I'm not an expert, but I looked at both BQ and ELK and went with BQ just for ease of ops and the fact we can use SQL, which makes it more accessible to other team members who know SQL.
We're a small startup though, so last thing I wanted was even the slightest ops load from a new system.
We've actually been trying to figure out the best path for this. We have most of our data in Periscope (we're on the Redshift version of it) and we also use GA and it would be great to be able to have everything in one place.
Seems like using Segment here is probably the least effort solution for future events, although it doesn't address ETLing past GA data into the warehouse. Curious if anybody else has had to deal with a similar situation.
We made that exact transition, and the limitation you describe is real - you can’t get anything out of GA, particularly at the granularity you’ll have with an alternative.
So it’s best to start early, because it’s a slow process.
It’s even slower if you don’t instrument the right events in the beginning, because you’ll wait a while to gather enough event data to perform an analysis, find you want to track some new event, and then need to wait even longer to have enough data for analysis. It can be frustrating, and a surprising amount of work.

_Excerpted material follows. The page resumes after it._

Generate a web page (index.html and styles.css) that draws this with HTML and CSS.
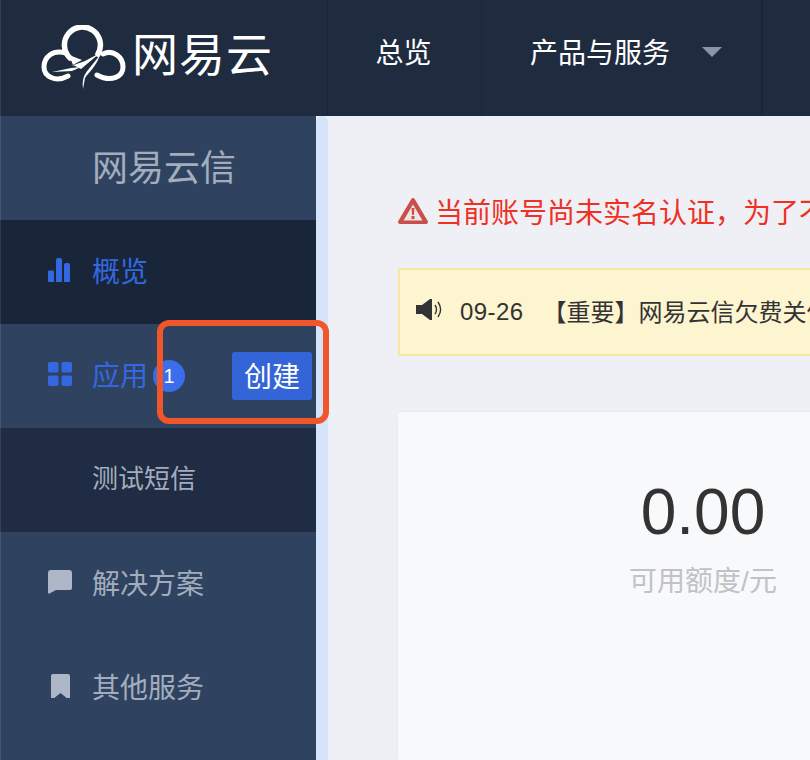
FILE: index.html
```html
<!DOCTYPE html>
<html lang="zh-CN">
<head>
  <meta charset="utf-8">
  <title>网易云信</title>
  <link rel="stylesheet" href="styles.css">
</head>
<body>
  <header class="topbar">
    <a class="logo">
      <svg class="logo-mark" width="88" height="66" viewBox="40 20 88 66">
        <g fill="none" stroke="#fff" stroke-linecap="round">
          <path stroke-width="5.500" d="M70 53A18 18 0 1 1 98 49"/>
          <path stroke-width="5" d="M66 48C53 44 44 52 44 62C44 71 55 78 68 71"/>
          <path stroke-width="5" d="M103 49C113 44 123 52 123 62C123 71 112 78 97 70"/>
        </g>
        <g fill="#fff">
          <path d="M69 50L82 55L71 61L85 56L100 48L81 64L73 60Z"/>
          <path d="M52 67L71 63L81 62L72 66Z"/>
          <path d="M100 50C96 62 88 68 85 73L83 84C82 74 84 70 88 65C92 60 96 55 100 50Z"/>
        </g>
      </svg>
      <span class="logo-text">网易云</span>
    </a>
    <a class="nav-item nav-home">总览</a>
    <a class="nav-item nav-products">产品与服务<i class="caret"></i></a>
    <a class="nav-item"></a>
  </header>

  <div class="layout">
    <aside class="sidebar">
      <div class="menu">
        <div class="menu-title">网易云信</div>
        <a class="menu-item active">
          <svg class="menu-icon" viewBox="0 0 24 24"><path d="M0 13.500a1 1 0 0 1 1-1h4a1 1 0 0 1 1 1V24H1a1 1 0 0 1-1-1zM8 2a2 2 0 0 1 2-2h2a2 2 0 0 1 2 2V24H8zM16 7a2 2 0 0 1 2-2h2a2 2 0 0 1 2 2v16a1 1 0 0 1-1 1h-5z"/></svg>
          <span>概览</span>
        </a>
        <a class="menu-item open">
          <svg class="menu-icon" viewBox="0 0 24 24"><rect width="10.500" height="10.500" rx="2"/><rect x="13.500" width="10.500" height="10.500" rx="2"/><rect y="13.500" width="10.500" height="10.500" rx="2"/><rect x="13.500" y="13.500" width="10.500" height="10.500" rx="2"/></svg>
          <span>应用</span>
          <b class="badge">1</b>
          <button class="create-btn" type="button">创建</button>
        </a>
        <a class="menu-item sub">测试短信</a>
        <a class="menu-item grey">
          <svg class="menu-icon" viewBox="0 0 24 24"><path d="M3 0h18a3 3 0 0 1 3 3v15a2 2 0 0 1-2 2H8l-6.500 3.500A1 1 0 0 1 0 22.500V3a3 3 0 0 1 3-3z"/></svg>
          <span>解决方案</span>
        </a>
        <a class="menu-item grey">
          <svg class="menu-icon" viewBox="0 0 24 24"><path d="M5 0h15a2 2 0 0 1 2 2v23a.8.8 0 0 1-1.300.6L12.500 19l-8.200 6.600A.8.8 0 0 1 3 25V2a2 2 0 0 1 2-2z"/></svg>
          <span>其他服务</span>
        </a>
      </div>
      <div class="scroll-thumb"></div>
      <div class="highlight"></div>
    </aside>

    <main class="content">
      <p class="warning">
        <svg class="warning-icon" width="30" height="26" viewBox="0 0 30 26">
          <path fill="#c9504a" d="M15 0a2 2 0 0 1 1.700 1L29.700 23a2 2 0 0 1-1.700 3H2a2 2 0 0 1-1.700-3L13.300 1A2 2 0 0 1 15 0z"/>
          <path fill="#f0e4e4" d="M15 6.500L24.500 22.500H5.500z"/>
          <path fill="#c9504a" d="M13.500 10h3l-.6 7h-1.800zM13.500 18h3v3h-3z"/>
        </svg>
        当前账号尚未实名认证，为了不影响您的正常使用，请尽快完成实名认证
      </p>
      <div class="notice">
        <svg class="notice-icon" width="26" height="22" viewBox="0 0 26 22">
          <path fill="#333" d="M0 6h6l8-6h2v21h-2l-8-6H0z"/>
          <path fill="none" stroke="#333" stroke-width="1.400" d="M19 6c2 3 2 6 0 9M22 3c3.500 5 3.500 10 0 15"/>
        </svg>
        <span class="notice-date">09-26</span>
        <span class="notice-text">【重要】网易云信欠费关停通知</span>
      </div>
      <section class="balance-card">
        <div class="amount">0.00</div>
        <div class="amount-label">可用额度/元</div>
      </section>
    </main>
  </div>
</body>
</html>
```

FILE: styles.css
```css
* {
  box-sizing: border-box;
}

html,
body {
  margin: 0;
  height: 100%;
}

body {
  display: flex;
  flex-direction: column;
  height: 760px;
  overflow: hidden;
  background: #eff0f5;
  color: #333;
  font-family: "Liberation Sans", "Noto Sans CJK SC", sans-serif;
}

/* thin light line down the left window edge */
body::after {
  content: "";
  position: absolute;
  left: 0;
  top: 0;
  width: 1px;
  height: 760px;
  background: rgba(255, 255, 255, 0.1);
}

/* top bar */
.topbar {
  display: flex;
  flex: none;
  height: 116px;
  background: #1f2c40;
}

.logo {
  display: flex;
  align-items: center;
  width: 328px;
  padding: 0 0 6px 40px;
  border-right: 1px solid #19263a;
}

.logo-mark {
  flex: none;
  margin: 6px 4px 0 0;
}

.logo-text {
  color: #fff;
  font-size: 46px;
  letter-spacing: 1px;
  line-height: 1;
  white-space: nowrap;
}

.nav-item {
  display: flex;
  align-items: center;
  padding-bottom: 14px;
  border-right: 1px solid #19263a;
  color: #fff;
  font-size: 28px;
  white-space: nowrap;
}

.nav-home {
  justify-content: center;
  width: 154px;
  padding-right: 2px;
}

.nav-products {
  width: 280px;
  padding-left: 48px;
}

.caret {
  width: 0;
  height: 0;
  margin: 2px 0 0 32px;
  border-top: 10px solid #8a94a6;
  border-left: 10px solid transparent;
  border-right: 10px solid transparent;
}

/* left menu */
.layout {
  display: flex;
  flex: 1;
  min-height: 0;
}

.sidebar {
  position: relative;
  display: flex;
  flex: none;
  width: 328px;
  background: #eff0f5;
}

.menu {
  width: 316px;
  background: #2f4361;
}

.scroll-thumb {
  width: 12px;
  background: #d6e4fb;
  border-radius: 6px 6px 0 0;
}

.menu-title {
  height: 104px;
  padding-left: 92px;
  color: #a3adbd;
  font-size: 36px;
  line-height: 105px;
}

.menu-item {
  display: flex;
  align-items: center;
  height: 104px;
  padding-left: 48px;
  color: #a3adbd;
  font-size: 28px;
  white-space: nowrap;
}

.menu-item span {
  margin: -4px 0 0 -1px;
}

.menu-icon {
  flex: none;
  width: 24px;
  height: 24px;
  margin: -4px 21px 0 0;
  fill: #3468e0;
}

.menu-item.active {
  background: #19263a;
  color: #3468e0;
}

.menu-item.open {
  color: #3468e0;
}

.menu-item.sub {
  padding: 0 0 8px 92px;
  background: #1f2c43;
  font-size: 26px;
}

.menu-item.grey .menu-icon {
  fill: #aeb7c8;
}

.badge {
  display: flex;
  align-items: center;
  justify-content: center;
  width: 32px;
  height: 32px;
  margin-left: 5px;
  border-radius: 50%;
  background: #3a6eec;
  color: #fff;
  font-size: 20px;
  font-weight: normal;
}

.create-btn {
  width: 80px;
  height: 48px;
  margin-left: 47px;
  padding: 0 0 3px;
  border: none;
  border-radius: 3px;
  background: #3465d8;
  color: #fff;
  font-family: inherit;
  font-size: 28px;
}

.highlight {
  position: absolute;
  left: 157px;
  top: 204px;
  width: 172px;
  height: 104px;
  border: 6px solid #f0562a;
  border-radius: 12px;
}

/* main area */
.content {
  flex: 1;
  min-width: 0;
  overflow: hidden;
  padding: 0 0 0 70px;
}

.warning {
  display: flex;
  align-items: center;
  height: 40px;
  margin: 75px 0 37px;
  color: #ee3124;
  font-size: 28px;
  white-space: nowrap;
}

.warning-icon {
  flex: none;
  margin-right: 7px;
}

.notice {
  display: flex;
  align-items: center;
  width: 610px;
  height: 88px;
  padding-left: 16px;
  border: 2px solid #f8e7a3;
  background: #fdf4d0;
  font-size: 24px;
  white-space: nowrap;
}

.notice-icon {
  flex: none;
  margin: -4px 18px 0 0;
}

.notice-date {
  margin-right: 19px;
  letter-spacing: 0.4px;
}

.notice-text {
  margin-top: -4px;
}

.balance-card {
  width: 610px;
  height: 348px;
  margin-top: 56px;
  padding-top: 60px;
  background: #f8f9fb;
  border-radius: 4px 4px 0 0;
  box-shadow: 0 0 3px rgba(0, 0, 0, 0.06);
  text-align: center;
}

.amount {
  font-size: 64px;
  line-height: 80px;
}

.amount-label {
  margin-top: 10px;
  color: #c0c2c7;
  font-size: 28px;
  line-height: 40px;
}
```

If you want to build out your BI infrastructure in the mean time, you could always ETL your e.g. server logs into the data warehouse as a stopgap. It’s definitely not the same as the customer-centric setup that you get with Segment, though, unless you have some advanced logging already set up.
Are you a paid GA user? If that's the case, you can ingest your data into BigQuery. Otherwise; you can't export the raw data, the only option is to export the summary data (number of unique users per hour, day, week etc.) from GA to your Redshift cluster via an ETL tool such as Segment.
We are not a paid user. I believe that's around 200k a year? That's a good point, I haven't looked into paid vs unpaid functionality when it comes to data export yet.
I run data science in a company that publishes email newsletters. We store every delivery and event record as a row in our database. This gives us so much flexibility.
I've used Redash [1] and Saiku [2] with good success. Redash is a swiss army knife approach to dashboarding and can run/schedule queries against a plethora of data sources and visualise in different ways
Saiku uses Mondrian (OLAP) tech to give a slice/dice drill down view of data. Unfortunately the docs for Saiku seem very disjointed these days - there's a docker image for the CE (Community Edition) that I recently setup okay. Quite a learning curve on setting up Mondrian schemas here, though, but worth it when it's done.
The advantage of doing it this way is you preserve the event level data forever and you can write arbitrary SQL against it. You will need a BI tool to visualize; there are several excellent ones with free or cheap tiers for small companies.